As I said, this particular post from this particular author, who may well have penned many and more perfectly good posts on many and more perfectly good topics, is just a sacrificial lamb, an effigy for my angst. It is an example of the kind of shiftless, unthinking, contrary garbage out there that enjoys the same amount of playtime as a thoughtful, constructive piece that doesn't contradict itself in less than 400 words.

And before you go thinking that it is I who am guilty of the ambush, leading you on with this diatribe only to flare my own neckflaps and hold myself up as the acme of bloggers, fear not. I've been known to shoot from the hip too, however I try to make sure the gun's loaded and the safety is off before I pull the trigger.

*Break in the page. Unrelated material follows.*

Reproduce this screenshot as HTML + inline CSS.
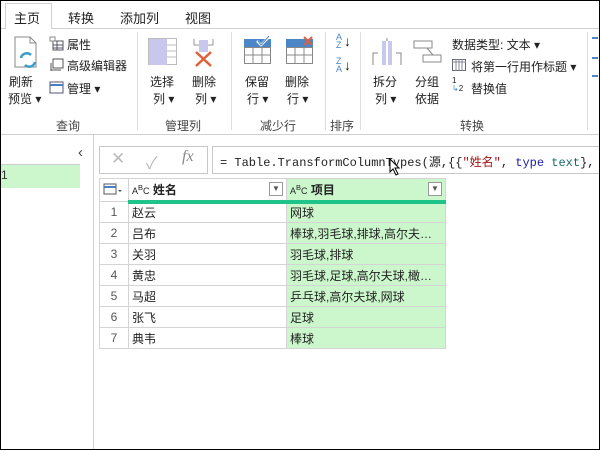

Today I woke up ugly and this particular piece happened to set me off, dredging some long-simmering discontent with what I see is a grossly misplaced sense of entitlement owing to the digital age, that anyone and everyone can routinely take a hatchet and slop bucket to the landscape of informed discourse, smear their awful ignor-feces across a broad sweep of it, and defend themselves by saying “Hey, it's just my opinion!”

Look, I may not agree with what you say, but if I'm going to defend to the death your right to say it I'd like it to be worth my time. Think before you write. Do some homework. Cite your sources. Think for yourself and don't be that guy who makes the Pocahontas comparison as if you were the first to think of it. Your opinion is your right; don't turn it into a joke. Most of all, refuse to be ignorant.

By the way, additional information for this piece was found on www.boxofficemojo.com and www.imdb.com. Further references available by request.